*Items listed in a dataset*
------------------------
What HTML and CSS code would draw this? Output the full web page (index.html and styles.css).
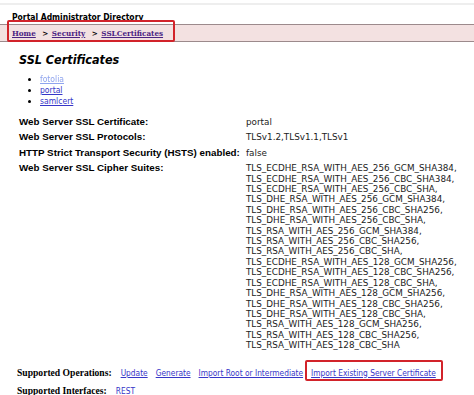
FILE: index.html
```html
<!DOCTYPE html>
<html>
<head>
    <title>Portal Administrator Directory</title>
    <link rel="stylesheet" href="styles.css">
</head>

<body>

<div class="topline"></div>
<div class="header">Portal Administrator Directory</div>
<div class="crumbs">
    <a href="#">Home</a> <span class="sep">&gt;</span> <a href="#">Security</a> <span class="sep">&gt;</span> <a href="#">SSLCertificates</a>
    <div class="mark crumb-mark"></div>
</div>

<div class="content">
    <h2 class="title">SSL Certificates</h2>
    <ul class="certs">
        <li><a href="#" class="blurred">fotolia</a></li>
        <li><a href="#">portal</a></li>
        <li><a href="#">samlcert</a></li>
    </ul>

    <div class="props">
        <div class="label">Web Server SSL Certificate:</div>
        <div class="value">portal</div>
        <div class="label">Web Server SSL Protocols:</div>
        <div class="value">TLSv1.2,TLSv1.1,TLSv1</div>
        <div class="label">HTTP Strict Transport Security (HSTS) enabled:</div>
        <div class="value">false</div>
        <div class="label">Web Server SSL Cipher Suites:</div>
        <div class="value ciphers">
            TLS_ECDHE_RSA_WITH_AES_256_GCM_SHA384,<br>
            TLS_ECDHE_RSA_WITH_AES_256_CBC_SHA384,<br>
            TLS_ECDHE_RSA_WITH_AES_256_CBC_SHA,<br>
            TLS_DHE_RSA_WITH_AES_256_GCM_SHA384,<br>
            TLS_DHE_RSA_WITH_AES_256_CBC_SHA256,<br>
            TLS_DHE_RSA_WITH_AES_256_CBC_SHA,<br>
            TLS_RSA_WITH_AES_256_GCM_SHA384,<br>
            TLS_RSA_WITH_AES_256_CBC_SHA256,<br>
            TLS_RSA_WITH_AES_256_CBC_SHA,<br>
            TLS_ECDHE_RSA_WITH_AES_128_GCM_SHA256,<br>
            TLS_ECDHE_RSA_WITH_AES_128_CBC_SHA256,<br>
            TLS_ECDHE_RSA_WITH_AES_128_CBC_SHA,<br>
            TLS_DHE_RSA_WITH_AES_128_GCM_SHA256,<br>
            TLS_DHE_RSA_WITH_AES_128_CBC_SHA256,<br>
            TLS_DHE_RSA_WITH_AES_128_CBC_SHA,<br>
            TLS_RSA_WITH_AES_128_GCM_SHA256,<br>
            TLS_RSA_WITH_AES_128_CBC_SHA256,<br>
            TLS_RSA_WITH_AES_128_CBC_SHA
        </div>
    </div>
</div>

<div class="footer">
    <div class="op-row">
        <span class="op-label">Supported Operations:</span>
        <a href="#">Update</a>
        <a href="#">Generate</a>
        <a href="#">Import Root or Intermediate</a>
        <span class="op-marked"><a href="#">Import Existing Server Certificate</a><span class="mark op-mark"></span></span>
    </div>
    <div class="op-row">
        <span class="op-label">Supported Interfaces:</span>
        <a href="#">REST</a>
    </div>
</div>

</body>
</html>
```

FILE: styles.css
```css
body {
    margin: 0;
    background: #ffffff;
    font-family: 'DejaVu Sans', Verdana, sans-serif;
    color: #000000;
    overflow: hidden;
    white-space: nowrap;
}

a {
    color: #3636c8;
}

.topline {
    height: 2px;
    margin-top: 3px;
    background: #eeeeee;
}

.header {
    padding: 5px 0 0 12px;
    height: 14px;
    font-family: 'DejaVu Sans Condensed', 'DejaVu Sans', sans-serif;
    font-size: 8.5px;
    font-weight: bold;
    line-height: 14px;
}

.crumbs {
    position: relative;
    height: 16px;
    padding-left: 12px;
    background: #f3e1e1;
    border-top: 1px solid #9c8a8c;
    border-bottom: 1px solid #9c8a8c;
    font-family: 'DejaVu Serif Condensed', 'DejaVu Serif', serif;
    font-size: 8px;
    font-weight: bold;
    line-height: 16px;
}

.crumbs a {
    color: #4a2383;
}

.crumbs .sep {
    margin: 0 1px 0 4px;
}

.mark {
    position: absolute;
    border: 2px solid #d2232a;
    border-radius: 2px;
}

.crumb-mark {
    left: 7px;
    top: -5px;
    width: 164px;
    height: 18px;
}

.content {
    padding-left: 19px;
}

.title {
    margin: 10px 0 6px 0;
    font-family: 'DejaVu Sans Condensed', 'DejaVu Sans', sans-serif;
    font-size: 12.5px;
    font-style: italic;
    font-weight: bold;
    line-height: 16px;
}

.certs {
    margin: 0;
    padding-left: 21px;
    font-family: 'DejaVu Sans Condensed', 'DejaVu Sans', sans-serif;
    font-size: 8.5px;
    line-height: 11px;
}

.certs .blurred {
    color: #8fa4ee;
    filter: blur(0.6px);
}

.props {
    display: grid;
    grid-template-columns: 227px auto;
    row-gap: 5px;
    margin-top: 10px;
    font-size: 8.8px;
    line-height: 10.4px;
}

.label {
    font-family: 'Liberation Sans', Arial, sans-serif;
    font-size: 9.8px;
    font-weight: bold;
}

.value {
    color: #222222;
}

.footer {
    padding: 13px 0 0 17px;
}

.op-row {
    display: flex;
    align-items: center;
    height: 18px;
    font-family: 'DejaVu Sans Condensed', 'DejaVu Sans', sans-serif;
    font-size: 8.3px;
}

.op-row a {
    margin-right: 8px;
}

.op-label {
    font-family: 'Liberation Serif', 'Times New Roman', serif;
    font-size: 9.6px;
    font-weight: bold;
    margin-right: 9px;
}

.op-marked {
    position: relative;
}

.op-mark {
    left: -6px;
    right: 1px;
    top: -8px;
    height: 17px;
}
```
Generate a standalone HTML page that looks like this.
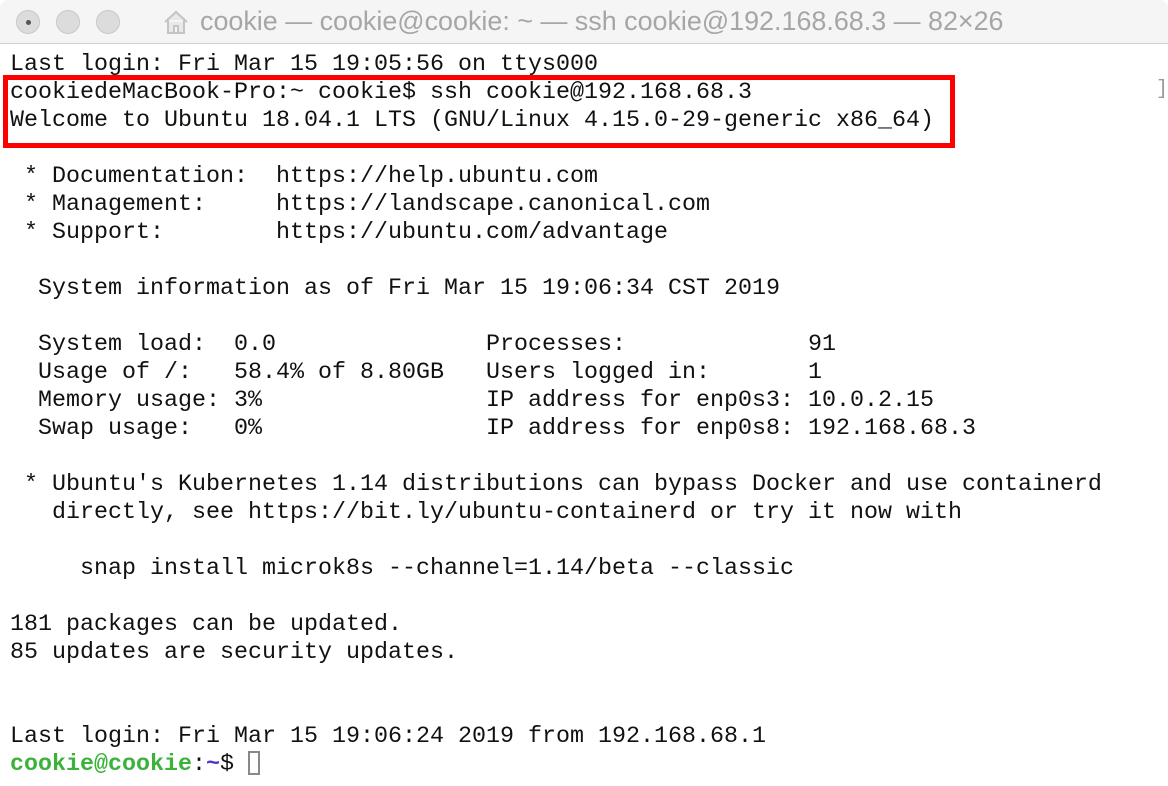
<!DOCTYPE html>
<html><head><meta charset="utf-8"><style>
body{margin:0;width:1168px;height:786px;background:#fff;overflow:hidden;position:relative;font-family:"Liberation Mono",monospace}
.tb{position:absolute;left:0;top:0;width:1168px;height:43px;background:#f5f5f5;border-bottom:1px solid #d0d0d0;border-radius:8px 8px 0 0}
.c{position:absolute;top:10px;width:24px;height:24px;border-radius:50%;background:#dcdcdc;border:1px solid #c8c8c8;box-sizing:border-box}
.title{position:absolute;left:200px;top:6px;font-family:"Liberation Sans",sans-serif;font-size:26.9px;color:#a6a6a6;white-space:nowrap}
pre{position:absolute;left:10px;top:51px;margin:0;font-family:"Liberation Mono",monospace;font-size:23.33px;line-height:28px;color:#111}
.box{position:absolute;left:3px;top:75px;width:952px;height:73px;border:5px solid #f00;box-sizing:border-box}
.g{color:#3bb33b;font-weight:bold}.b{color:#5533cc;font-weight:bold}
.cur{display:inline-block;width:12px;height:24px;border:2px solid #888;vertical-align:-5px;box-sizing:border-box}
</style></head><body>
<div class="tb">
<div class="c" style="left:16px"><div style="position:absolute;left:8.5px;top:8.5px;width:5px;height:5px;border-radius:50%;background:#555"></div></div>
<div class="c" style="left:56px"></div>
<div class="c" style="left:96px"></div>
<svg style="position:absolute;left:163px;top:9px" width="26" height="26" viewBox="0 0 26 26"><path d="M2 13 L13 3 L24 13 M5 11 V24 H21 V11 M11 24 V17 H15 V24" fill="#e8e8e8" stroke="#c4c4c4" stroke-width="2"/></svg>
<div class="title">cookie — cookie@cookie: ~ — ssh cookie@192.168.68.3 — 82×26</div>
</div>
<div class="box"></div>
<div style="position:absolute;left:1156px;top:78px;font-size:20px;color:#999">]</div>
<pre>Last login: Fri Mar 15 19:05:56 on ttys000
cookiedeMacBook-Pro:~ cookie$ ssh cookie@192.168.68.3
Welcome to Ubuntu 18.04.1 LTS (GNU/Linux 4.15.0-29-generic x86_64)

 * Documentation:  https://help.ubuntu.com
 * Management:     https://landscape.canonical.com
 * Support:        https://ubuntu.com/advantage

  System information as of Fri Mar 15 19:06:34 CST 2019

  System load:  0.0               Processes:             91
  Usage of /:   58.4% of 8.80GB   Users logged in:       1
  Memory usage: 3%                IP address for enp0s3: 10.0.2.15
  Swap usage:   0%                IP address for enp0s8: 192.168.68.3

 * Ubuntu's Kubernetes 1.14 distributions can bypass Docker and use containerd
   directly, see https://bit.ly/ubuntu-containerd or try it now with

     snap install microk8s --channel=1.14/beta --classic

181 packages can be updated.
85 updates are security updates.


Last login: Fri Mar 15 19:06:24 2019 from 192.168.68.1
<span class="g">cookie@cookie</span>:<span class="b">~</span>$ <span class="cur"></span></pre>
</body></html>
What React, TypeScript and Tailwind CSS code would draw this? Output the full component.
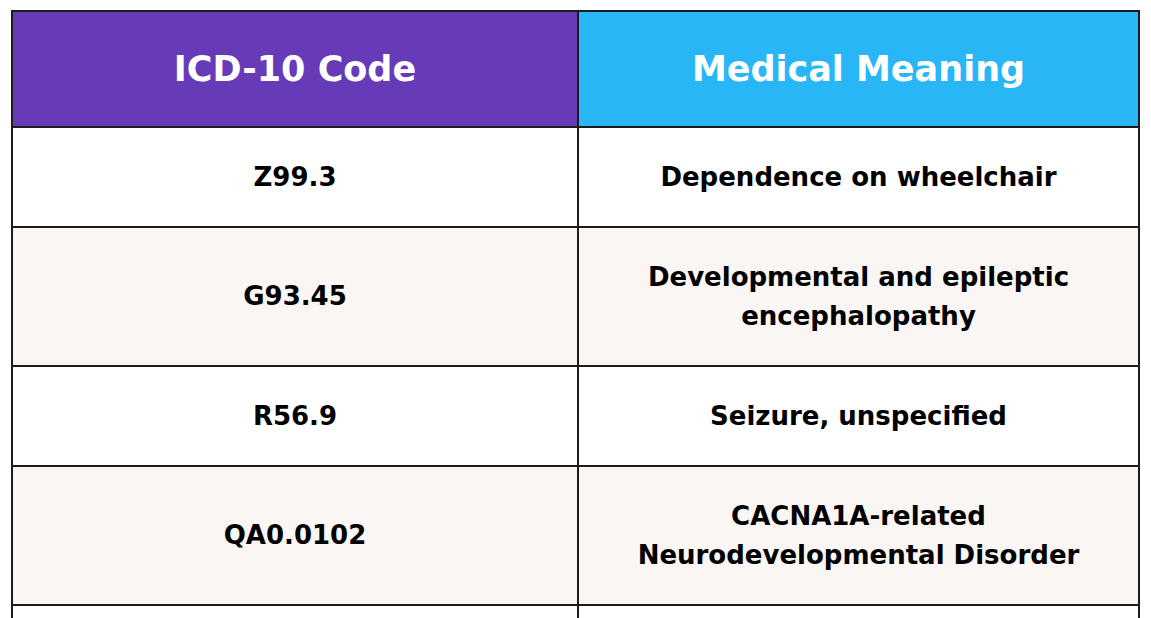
------------------------
*What the exercise asks*
Each line containing the word "would" counts once; say how many such lines there are, giving only the number.

*Response to this task*
2